**What is being asked**: All of the data should be output character for character, except the pictures.

# start of Data section

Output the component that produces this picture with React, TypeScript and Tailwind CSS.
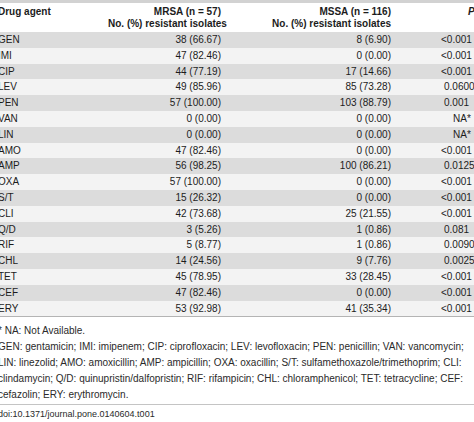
import React from 'react';

interface Row {
  drug: string;
  mrsa: string;
  mssa: string;
  p: string;
}

const rows: Row[] = [
  { drug: 'GEN', mrsa: '38 (66.67)', mssa: '8 (6.90)', p: '<0.001' },
  { drug: 'IMI', mrsa: '47 (82.46)', mssa: '0 (0.00)', p: '<0.001' },
  { drug: 'CIP', mrsa: '44 (77.19)', mssa: '17 (14.66)', p: '<0.001' },
  { drug: 'LEV', mrsa: '49 (85.96)', mssa: '85 (73.28)', p: '0.0600' },
  { drug: 'PEN', mrsa: '57 (100.00)', mssa: '103 (88.79)', p: '0.001' },
  { drug: 'VAN', mrsa: '0 (0.00)', mssa: '0 (0.00)', p: 'NA*' },
  { drug: 'LIN', mrsa: '0 (0.00)', mssa: '0 (0.00)', p: 'NA*' },
  { drug: 'AMO', mrsa: '47 (82.46)', mssa: '0 (0.00)', p: '<0.001' },
  { drug: 'AMP', mrsa: '56 (98.25)', mssa: '100 (86.21)', p: '0.0125' },
  { drug: 'OXA', mrsa: '57 (100.00)', mssa: '0 (0.00)', p: '<0.001' },
  { drug: 'S/T', mrsa: '15 (26.32)', mssa: '0 (0.00)', p: '<0.001' },
  { drug: 'CLI', mrsa: '42 (73.68)', mssa: '25 (21.55)', p: '<0.001' },
  { drug: 'Q/D', mrsa: '3 (5.26)', mssa: '1 (0.86)', p: '0.081' },
  { drug: 'RIF', mrsa: '5 (8.77)', mssa: '1 (0.86)', p: '0.0090' },
  { drug: 'CHL', mrsa: '14 (24.56)', mssa: '9 (7.76)', p: '0.0025' },
  { drug: 'TET', mrsa: '45 (78.95)', mssa: '33 (28.45)', p: '<0.001' },
  { drug: 'CEF', mrsa: '47 (82.46)', mssa: '0 (0.00)', p: '<0.001' },
  { drug: 'ERY', mrsa: '53 (92.98)', mssa: '41 (35.34)', p: '<0.001' },
];

// P values sit a little differently depending on their shape
const pOffset = (p: string) => {
  if (p.startsWith('<')) return 'pl-[50px]';
  if (p.startsWith('NA')) return 'pl-[62px]';
  return 'pl-[53px]';
};

const cols = 'grid grid-cols-[110px_113px_170px_90px]';

export default function App() {
  return (
    <div
      className="w-[474px] h-[422px] overflow-hidden bg-white text-[#1c1c1c]"
      style={{ fontFamily: '"Liberation Sans", Arial, sans-serif' }}
    >
      <div className="ml-[-2px] w-[483px]">
        {/* Top rule */}
        <div className="h-[3px] bg-[#d2d2d2]" />

        {/* Header */}
        <div className={`${cols} h-[29px] pt-[3px] text-[10px] leading-[12px] font-bold`}>
          <div>Drug agent</div>
          <div className="text-right whitespace-nowrap">
            MRSA (n = 57)
            <br />
            No. (%) resistant isolates
          </div>
          <div className="text-right whitespace-nowrap">
            MSSA (n = 116)
            <br />
            No. (%) resistant isolates
          </div>
          <div className="pl-[77px] italic">P</div>
        </div>

        {/* Body */}
        {rows.map((r, i) => (
          <div
            key={r.drug}
            className={`${cols} h-[15.8px] text-[10px] leading-[15.8px] ${
              i % 2 === 0 ? 'bg-[#dcdcdc]' : 'bg-[#f3f3f3]'
            }`}
          >
            <div>{r.drug}</div>
            <div className="text-right whitespace-nowrap">{r.mrsa}</div>
            <div className="text-right whitespace-nowrap">{r.mssa}</div>
            <div className={`${pOffset(r.p)} whitespace-nowrap`}>{r.p}</div>
          </div>
        ))}

        <div className="h-px bg-[#b4b4b4]" />

        {/* Footnotes */}
        <div className="pt-[6px] text-[10px] leading-[16px] text-[#2a2a2a] whitespace-nowrap">
          <p>* NA: Not Available.</p>
          <p>
            GEN: gentamicin; IMI: imipenem; CIP: ciprofloxacin; LEV: levofloxacin; PEN: penicillin; VAN: vancomycin;
            <br />
            LIN: linezolid; AMO: amoxicillin; AMP: ampicillin; OXA: oxacillin; S/T: sulfamethoxazole/trimethoprim; CLI:
            <br />
            clindamycin; Q/D: quinupristin/dalfopristin; RIF: rifampicin; CHL: chloramphenicol; TET: tetracycline; CEF:
            <br />
            cefazolin; ERY: erythromycin.
          </p>
        </div>

        <div className="mt-px h-px bg-[#c4c4c4]" />
        <div className="pt-px text-[9px] leading-[16px] text-[#2a2a2a]">doi:10.1371/journal.pone.0140604.t001</div>
      </div>
    </div>
  );
}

# end of Data section

**Solution for this task**:
Output the component that produces this picture with React, TypeScript and Tailwind CSS.
import React from 'react';

interface Row {
  drug: string;
  mrsa: string;
  mssa: string;
  p: string;
}

const rows: Row[] = [
  { drug: 'GEN', mrsa: '38 (66.67)', mssa: '8 (6.90)', p: '<0.001' },
  { drug: 'IMI', mrsa: '47 (82.46)', mssa: '0 (0.00)', p: '<0.001' },
  { drug: 'CIP', mrsa: '44 (77.19)', mssa: '17 (14.66)', p: '<0.001' },
  { drug: 'LEV', mrsa: '49 (85.96)', mssa: '85 (73.28)', p: '0.0600' },
  { drug: 'PEN', mrsa: '57 (100.00)', mssa: '103 (88.79)', p: '0.001' },
  { drug: 'VAN', mrsa: '0 (0.00)', mssa: '0 (0.00)', p: 'NA*' },
  { drug: 'LIN', mrsa: '0 (0.00)', mssa: '0 (0.00)', p: 'NA*' },
  { drug: 'AMO', mrsa: '47 (82.46)', mssa: '0 (0.00)', p: '<0.001' },
  { drug: 'AMP', mrsa: '56 (98.25)', mssa: '100 (86.21)', p: '0.0125' },
  { drug: 'OXA', mrsa: '57 (100.00)', mssa: '0 (0.00)', p: '<0.001' },
  { drug: 'S/T', mrsa: '15 (26.32)', mssa: '0 (0.00)', p: '<0.001' },
  { drug: 'CLI', mrsa: '42 (73.68)', mssa: '25 (21.55)', p: '<0.001' },
  { drug: 'Q/D', mrsa: '3 (5.26)', mssa: '1 (0.86)', p: '0.081' },
  { drug: 'RIF', mrsa: '5 (8.77)', mssa: '1 (0.86)', p: '0.0090' },
  { drug: 'CHL', mrsa: '14 (24.56)', mssa: '9 (7.76)', p: '0.0025' },
  { drug: 'TET', mrsa: '45 (78.95)', mssa: '33 (28.45)', p: '<0.001' },
  { drug: 'CEF', mrsa: '47 (82.46)', mssa: '0 (0.00)', p: '<0.001' },
  { drug: 'ERY', mrsa: '53 (92.98)', mssa: '41 (35.34)', p: '<0.001' },
];

// P values sit a little differently depending on their shape
const pOffset = (p: string) => {
  if (p.startsWith('<')) return 'pl-[50px]';
  if (p.startsWith('NA')) return 'pl-[62px]';
  return 'pl-[53px]';
};

const cols = 'grid grid-cols-[110px_113px_170px_90px]';

export default function App() {
  return (
    <div
      className="w-[474px] h-[422px] overflow-hidden bg-white text-[#1c1c1c]"
      style={{ fontFamily: '"Liberation Sans", Arial, sans-serif' }}
    >
      <div className="ml-[-2px] w-[483px]">
        {/* Top rule */}
        <div className="h-[3px] bg-[#d2d2d2]" />

        {/* Header */}
        <div className={`${cols} h-[29px] pt-[3px] text-[10px] leading-[12px] font-bold`}>
          <div>Drug agent</div>
          <div className="text-right whitespace-nowrap">
            MRSA (n = 57)
            <br />
            No. (%) resistant isolates
          </div>
          <div className="text-right whitespace-nowrap">
            MSSA (n = 116)
            <br />
            No. (%) resistant isolates
          </div>
          <div className="pl-[77px] italic">P</div>
        </div>

        {/* Body */}
        {rows.map((r, i) => (
          <div
            key={r.drug}
            className={`${cols} h-[15.8px] text-[10px] leading-[15.8px] ${
              i % 2 === 0 ? 'bg-[#dcdcdc]' : 'bg-[#f3f3f3]'
            }`}
          >
            <div>{r.drug}</div>
            <div className="text-right whitespace-nowrap">{r.mrsa}</div>
            <div className="text-right whitespace-nowrap">{r.mssa}</div>
            <div className={`${pOffset(r.p)} whitespace-nowrap`}>{r.p}</div>
          </div>
        ))}

        <div className="h-px bg-[#b4b4b4]" />

        {/* Footnotes */}
        <div className="pt-[6px] text-[10px] leading-[16px] text-[#2a2a2a] whitespace-nowrap">
          <p>* NA: Not Available.</p>
          <p>
            GEN: gentamicin; IMI: imipenem; CIP: ciprofloxacin; LEV: levofloxacin; PEN: penicillin; VAN: vancomycin;
            <br />
            LIN: linezolid; AMO: amoxicillin; AMP: ampicillin; OXA: oxacillin; S/T: sulfamethoxazole/trimethoprim; CLI:
            <br />
            clindamycin; Q/D: quinupristin/dalfopristin; RIF: rifampicin; CHL: chloramphenicol; TET: tetracycline; CEF:
            <br />
            cefazolin; ERY: erythromycin.
          </p>
        </div>

        <div className="mt-px h-px bg-[#c4c4c4]" />
        <div className="pt-px text-[9px] leading-[16px] text-[#2a2a2a]">doi:10.1371/journal.pone.0140604.t001</div>
      </div>
    </div>
  );
}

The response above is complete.